Dhaka is ripe with intense smells. The heat and humidity generate a thick atmosphere that absorbs scent like a sponge. At places lush with plants--the American Club or the park--it smells fresh like a greenhouse at the botanical gardens. On the traffic-congested main avenues, it smells of smoke and chemicals generated from all of the exhaust. At places crowded with people, like little shops and take-away restaurants, the heavy stench of body odor can make you feel woozy in less than a minute.

And then there's the distinct smell of our little street. Whether walking or riding in a rickshaw, once I turn onto our block, the smell hits me and I know I'm home. "Earmuff" your little ones because I'm going to be blunt in my description here: it smells like shit. Human feces, to be exact. Fresh, ripe, putrid, and fermenting piles of poo.

There are three reasons for our street's identifying scent. One is Dhaka's sewage system, which is a foot underground at the deepest, and on smaller residential streets like ours, is actually not underground at all. Half-canal, half-gutter, it runs alongside our narrow street, openly displaying whatever our neighbors have flushed down their pipes in the past week. And "runs" is a bit of an exaggeration, because it doesn't actually flow anywhere, it just stagnates, growing a rainbow of algae and fungi and attracting an entomologist's fantasy collection of flies.

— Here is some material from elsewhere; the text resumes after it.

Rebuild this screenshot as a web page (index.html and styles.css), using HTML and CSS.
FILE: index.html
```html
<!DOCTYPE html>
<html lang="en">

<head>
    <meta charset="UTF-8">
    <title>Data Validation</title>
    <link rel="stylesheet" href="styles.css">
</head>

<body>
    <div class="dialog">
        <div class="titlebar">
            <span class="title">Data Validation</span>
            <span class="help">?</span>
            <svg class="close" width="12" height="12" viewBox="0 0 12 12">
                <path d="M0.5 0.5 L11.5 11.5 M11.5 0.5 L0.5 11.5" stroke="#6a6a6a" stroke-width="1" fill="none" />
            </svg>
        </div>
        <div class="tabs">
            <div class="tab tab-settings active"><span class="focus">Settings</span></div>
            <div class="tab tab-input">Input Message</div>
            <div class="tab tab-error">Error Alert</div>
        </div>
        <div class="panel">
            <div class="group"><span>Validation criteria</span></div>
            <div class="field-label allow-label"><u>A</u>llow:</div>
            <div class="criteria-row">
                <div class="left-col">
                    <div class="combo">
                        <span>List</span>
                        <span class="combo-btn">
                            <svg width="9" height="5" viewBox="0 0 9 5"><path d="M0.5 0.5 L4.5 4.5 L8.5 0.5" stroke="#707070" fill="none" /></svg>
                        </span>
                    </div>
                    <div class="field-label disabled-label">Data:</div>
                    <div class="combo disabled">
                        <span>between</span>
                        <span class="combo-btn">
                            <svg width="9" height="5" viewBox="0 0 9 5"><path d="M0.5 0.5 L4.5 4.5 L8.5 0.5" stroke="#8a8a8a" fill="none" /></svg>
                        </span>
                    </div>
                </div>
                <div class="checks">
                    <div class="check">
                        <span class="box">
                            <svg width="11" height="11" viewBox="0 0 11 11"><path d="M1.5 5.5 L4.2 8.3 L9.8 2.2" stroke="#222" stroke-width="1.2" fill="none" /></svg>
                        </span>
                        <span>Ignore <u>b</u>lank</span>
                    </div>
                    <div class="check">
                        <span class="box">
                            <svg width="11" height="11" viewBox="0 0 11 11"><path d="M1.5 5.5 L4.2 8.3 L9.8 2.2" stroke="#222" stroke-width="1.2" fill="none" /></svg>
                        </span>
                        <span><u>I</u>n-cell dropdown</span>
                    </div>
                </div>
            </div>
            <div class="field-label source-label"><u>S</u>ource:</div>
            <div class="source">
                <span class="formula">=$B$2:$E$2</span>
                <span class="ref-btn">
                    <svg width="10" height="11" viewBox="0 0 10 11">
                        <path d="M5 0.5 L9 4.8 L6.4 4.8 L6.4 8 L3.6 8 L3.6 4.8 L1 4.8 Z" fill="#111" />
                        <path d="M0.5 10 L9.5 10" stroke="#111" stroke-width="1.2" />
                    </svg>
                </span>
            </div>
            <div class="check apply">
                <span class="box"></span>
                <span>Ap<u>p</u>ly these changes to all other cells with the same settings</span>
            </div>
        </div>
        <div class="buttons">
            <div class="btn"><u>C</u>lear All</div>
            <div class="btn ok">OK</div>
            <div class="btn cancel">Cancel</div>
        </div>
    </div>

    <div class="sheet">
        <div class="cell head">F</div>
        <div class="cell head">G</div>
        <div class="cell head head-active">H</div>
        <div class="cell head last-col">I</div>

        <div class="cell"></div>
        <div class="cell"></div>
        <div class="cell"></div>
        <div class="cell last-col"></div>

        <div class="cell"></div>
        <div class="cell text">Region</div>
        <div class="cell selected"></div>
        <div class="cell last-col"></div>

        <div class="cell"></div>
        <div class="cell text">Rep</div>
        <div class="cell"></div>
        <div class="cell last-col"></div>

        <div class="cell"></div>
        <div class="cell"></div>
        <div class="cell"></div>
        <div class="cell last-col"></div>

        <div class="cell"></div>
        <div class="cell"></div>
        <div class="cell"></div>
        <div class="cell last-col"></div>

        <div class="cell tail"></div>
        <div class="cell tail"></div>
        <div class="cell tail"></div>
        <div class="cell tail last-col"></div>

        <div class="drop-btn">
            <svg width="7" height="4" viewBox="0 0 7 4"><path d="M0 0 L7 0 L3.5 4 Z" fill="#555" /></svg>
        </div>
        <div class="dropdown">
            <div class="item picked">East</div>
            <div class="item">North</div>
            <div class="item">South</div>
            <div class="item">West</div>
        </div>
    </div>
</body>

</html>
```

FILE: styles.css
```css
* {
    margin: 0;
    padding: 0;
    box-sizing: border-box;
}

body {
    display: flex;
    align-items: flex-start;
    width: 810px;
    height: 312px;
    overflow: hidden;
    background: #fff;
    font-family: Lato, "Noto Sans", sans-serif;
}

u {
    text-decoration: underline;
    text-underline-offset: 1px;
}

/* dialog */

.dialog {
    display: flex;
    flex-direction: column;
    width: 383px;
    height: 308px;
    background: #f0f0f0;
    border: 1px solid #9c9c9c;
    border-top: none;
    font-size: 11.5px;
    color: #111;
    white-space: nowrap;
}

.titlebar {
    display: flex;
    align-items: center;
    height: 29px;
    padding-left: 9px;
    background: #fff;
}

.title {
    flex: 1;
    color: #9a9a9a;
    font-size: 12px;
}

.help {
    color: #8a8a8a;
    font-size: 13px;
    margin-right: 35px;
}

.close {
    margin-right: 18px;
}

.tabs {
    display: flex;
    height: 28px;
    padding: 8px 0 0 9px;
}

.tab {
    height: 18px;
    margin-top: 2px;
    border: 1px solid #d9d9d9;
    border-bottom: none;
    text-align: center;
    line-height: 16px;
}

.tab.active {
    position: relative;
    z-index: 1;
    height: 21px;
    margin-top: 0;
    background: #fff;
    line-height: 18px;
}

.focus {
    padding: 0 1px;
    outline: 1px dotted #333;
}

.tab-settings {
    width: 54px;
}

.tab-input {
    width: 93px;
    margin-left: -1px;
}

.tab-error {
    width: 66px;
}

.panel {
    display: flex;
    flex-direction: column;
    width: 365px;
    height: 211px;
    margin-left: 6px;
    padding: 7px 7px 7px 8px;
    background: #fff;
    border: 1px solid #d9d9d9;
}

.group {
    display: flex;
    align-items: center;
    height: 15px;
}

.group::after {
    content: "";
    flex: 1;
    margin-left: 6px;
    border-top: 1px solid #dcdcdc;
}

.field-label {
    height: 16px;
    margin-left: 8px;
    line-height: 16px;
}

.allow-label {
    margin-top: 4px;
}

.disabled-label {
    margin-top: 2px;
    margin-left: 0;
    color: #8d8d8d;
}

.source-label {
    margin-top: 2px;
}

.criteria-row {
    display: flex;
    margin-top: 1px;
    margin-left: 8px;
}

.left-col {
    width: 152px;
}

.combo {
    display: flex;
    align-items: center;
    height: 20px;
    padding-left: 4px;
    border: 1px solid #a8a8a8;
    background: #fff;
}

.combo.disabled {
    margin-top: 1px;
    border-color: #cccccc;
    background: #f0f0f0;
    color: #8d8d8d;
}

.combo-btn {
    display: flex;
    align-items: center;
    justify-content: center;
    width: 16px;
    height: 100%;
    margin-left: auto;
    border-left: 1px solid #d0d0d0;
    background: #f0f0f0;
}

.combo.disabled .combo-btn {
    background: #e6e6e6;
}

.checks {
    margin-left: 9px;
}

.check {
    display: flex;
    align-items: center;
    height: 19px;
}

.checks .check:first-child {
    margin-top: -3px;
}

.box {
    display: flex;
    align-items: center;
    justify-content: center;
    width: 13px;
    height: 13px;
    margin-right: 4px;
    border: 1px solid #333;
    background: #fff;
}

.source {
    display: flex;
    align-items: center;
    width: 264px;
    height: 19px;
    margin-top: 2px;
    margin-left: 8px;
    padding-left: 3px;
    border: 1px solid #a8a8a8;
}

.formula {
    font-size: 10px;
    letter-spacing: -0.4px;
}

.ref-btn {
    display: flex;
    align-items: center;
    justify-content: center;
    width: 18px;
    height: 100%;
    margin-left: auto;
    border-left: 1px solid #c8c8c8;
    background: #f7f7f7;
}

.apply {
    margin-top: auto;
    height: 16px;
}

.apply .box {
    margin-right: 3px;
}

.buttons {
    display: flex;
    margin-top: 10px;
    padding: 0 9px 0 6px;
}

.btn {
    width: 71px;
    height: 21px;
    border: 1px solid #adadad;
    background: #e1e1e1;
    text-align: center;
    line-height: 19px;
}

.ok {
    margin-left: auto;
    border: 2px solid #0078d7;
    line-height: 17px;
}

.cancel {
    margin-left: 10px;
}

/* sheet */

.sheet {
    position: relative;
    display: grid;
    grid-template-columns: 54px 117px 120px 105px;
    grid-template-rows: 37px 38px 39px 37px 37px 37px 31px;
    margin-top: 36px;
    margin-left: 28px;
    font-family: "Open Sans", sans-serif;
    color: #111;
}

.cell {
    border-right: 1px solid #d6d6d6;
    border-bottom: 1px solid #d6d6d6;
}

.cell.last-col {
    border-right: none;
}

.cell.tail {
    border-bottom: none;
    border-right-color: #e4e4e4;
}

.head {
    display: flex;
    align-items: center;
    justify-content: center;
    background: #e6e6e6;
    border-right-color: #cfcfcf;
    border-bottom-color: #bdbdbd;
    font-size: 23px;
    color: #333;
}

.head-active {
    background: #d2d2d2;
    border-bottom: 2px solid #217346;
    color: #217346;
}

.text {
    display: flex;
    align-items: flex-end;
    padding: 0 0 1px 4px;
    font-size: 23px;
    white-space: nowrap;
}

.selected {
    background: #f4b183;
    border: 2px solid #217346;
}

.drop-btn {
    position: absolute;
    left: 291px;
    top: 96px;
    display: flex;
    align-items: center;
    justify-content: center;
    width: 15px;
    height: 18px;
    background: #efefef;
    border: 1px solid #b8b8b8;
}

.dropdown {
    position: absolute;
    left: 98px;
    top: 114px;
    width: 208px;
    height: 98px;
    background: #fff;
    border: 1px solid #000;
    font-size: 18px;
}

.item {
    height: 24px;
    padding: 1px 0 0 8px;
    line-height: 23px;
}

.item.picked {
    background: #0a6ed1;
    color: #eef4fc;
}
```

The second reason is monsoon season. If you're thinking, "well, I bet the heavy rains are productive at flushing out the sewers and draining streets of trash and human waste", then you'd be in good company (I thought the same thing), but you'd still be wrong. The effect of these heavy rainstorms is that they fill the sewers with water, allowing all of that wonderfully pungent sewage to float to the top, level with the street. This provides for heightened viewing and smelling abilities. *Yum*

And finally, the third reason for the stench is open defecation. As if it isn't enough that we get to enjoy the waste produced by our neighbors in their toilets, random strangers and passersby contribute their own little byproducts to the poo cocktail. If the timing is right, sometimes we even get to see this in action: a stranger, squatting over the open gutter, no glint of shame in his eye as he goes about his business. Open defecation is actually a serious problem here, for a variety of obvious reasons, the main one being disease. In attempts to combat it, they launched a delightful little ad campaign that Matt captured in a photo:

Sunday, August 2, 2009

pets (VAL)

There are lizards crawling all over our apartment building. Nostalgic for the days spent as a kid on my grandparents' back patio in Arizona catching the lizards that ran up the walls, I mentioned once that I might try to catch one. Matt scoffed, doubting my abilities. Well, if you know me, then you know where this story is heading...

His challenge led to me crawling around on the floor chasing a little baby lizard (small but FAST) until I trapped him. He crawled around on my hands, then Matt's hands, for awhile to allow for this brief photo session. Then he crawled up my dress, I screamed, he went flying across the room, scurried under our couch, and our brief friendship ended. I still feel victorious.